Pictured on the left, Bill Graham

By 1967 I had become a head.  A great deal of my time was devoted to getting high with my chums in Mill Valley.  When one joint had been passed around the room and reached the end of its existence someone would pull another Rizla out of the packet, sprinkle a sizeable batch of grass into it and roll another one.  We would spend hours talking and laughing about ‘straight’ people and how unaware they were about their rituals and behaviours.  We took great delight in considering ourselves different to the rest of society.

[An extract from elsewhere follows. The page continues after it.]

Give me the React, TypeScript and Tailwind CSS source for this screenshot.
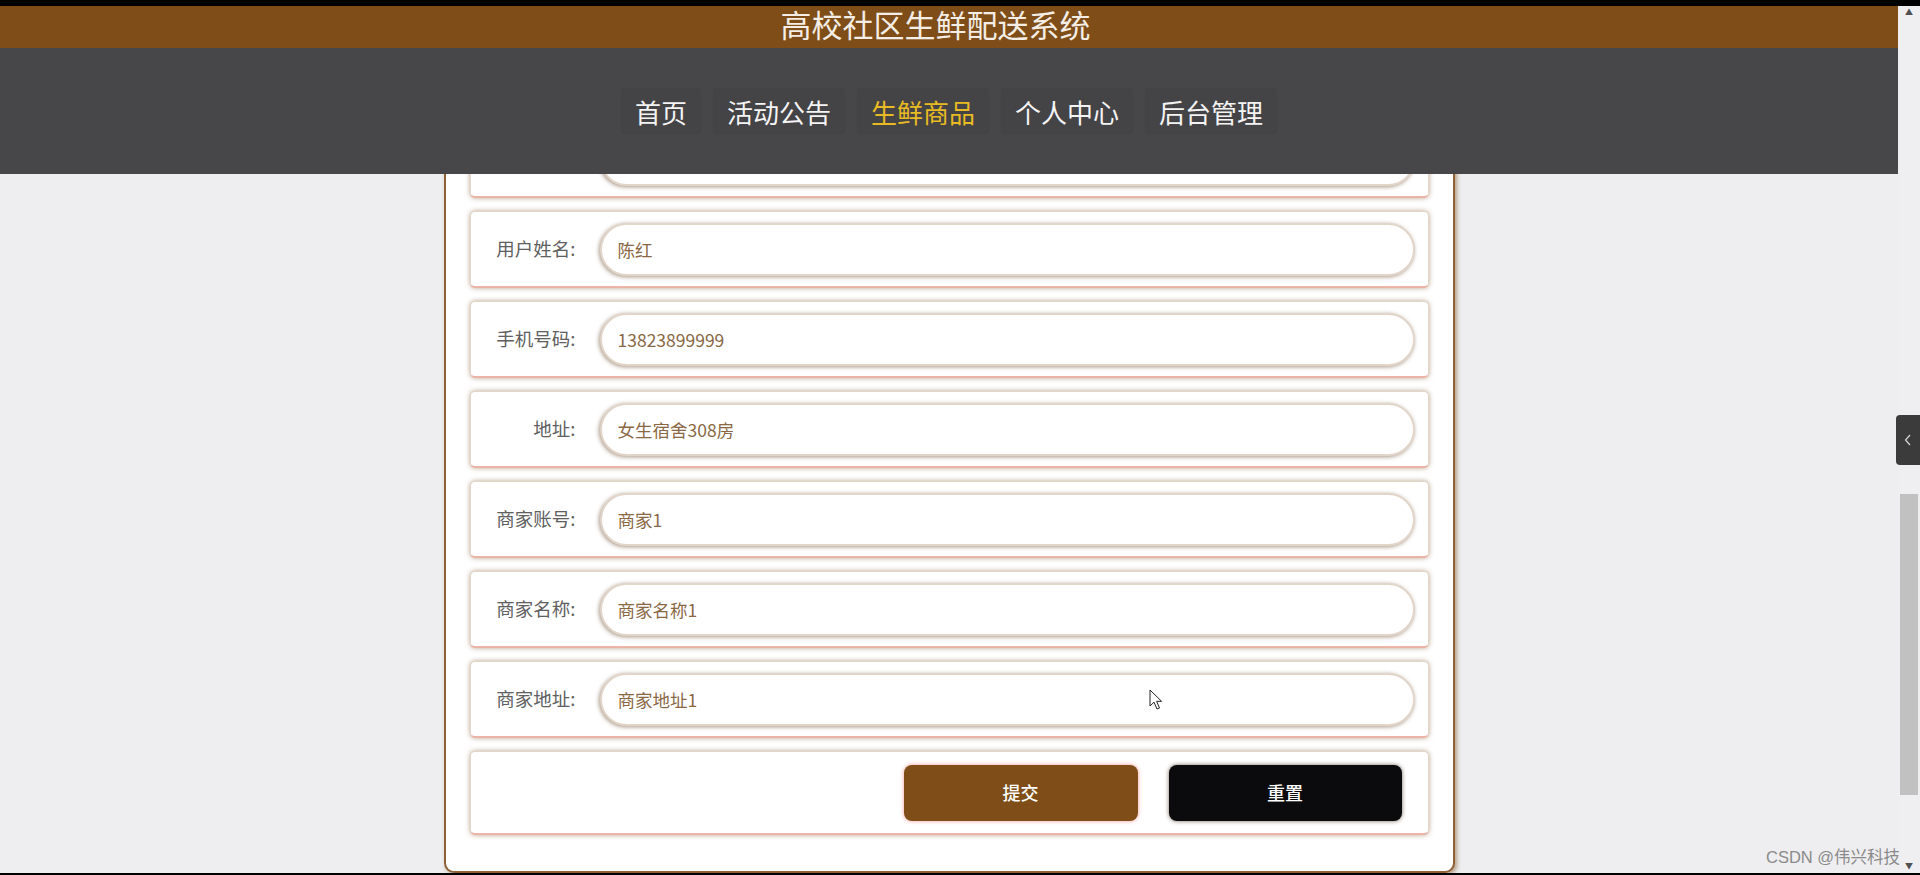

   One aspect of the cultural changes brought about by the dope smoking phenomenon was that it provided a sanctuary for oddball outcasts.  In earlier times young people who didn’t fit in would be shunned by various levels of In-Crowd but the sharing of a joint was a friendly experience which transcended such divisions.  Back in 1965 when I accidentally stumbled upon a highly secretive group of friends who were turning on, there was in play a certain amount of social cross-pollination.  Rich kids who lived in the leafier parts of Mill Valley would be going to Marin City and Sausalito to score their matchboxes from young people who they would never otherwise encounter.  Then the federal narcotics people held a massive raid in the summer of ’65 just before my graduation with a fanfare of publicity which succeeded in popularising marijuana throughout Marin County and in turn the bay area.

The front page of the Sunday Chronicle in June 1965 announcing the big raid in Mill Valley, Marin City and Sausalito.

   The fact was that young people were already ostracised from adult society by not being allowed to drink until they were 21 so the leap to smoking grass was not that big a deal.  And it was a very big social change.  When I first stumbled onto my friends’ clandestine pot smoking it had scared me to death.  But now I was a head like everybody else.

   On one occasion I was very smoke ridden and listening to Donovan singing Season Of The Witch when a friend asked if I had “heard about that Dreyfus guy?”  He then handed me the Independent Journal with a front page photo of Dave Dreyfus above the headline: ‘Helicopter Crash Kills Ex-Marinite.’  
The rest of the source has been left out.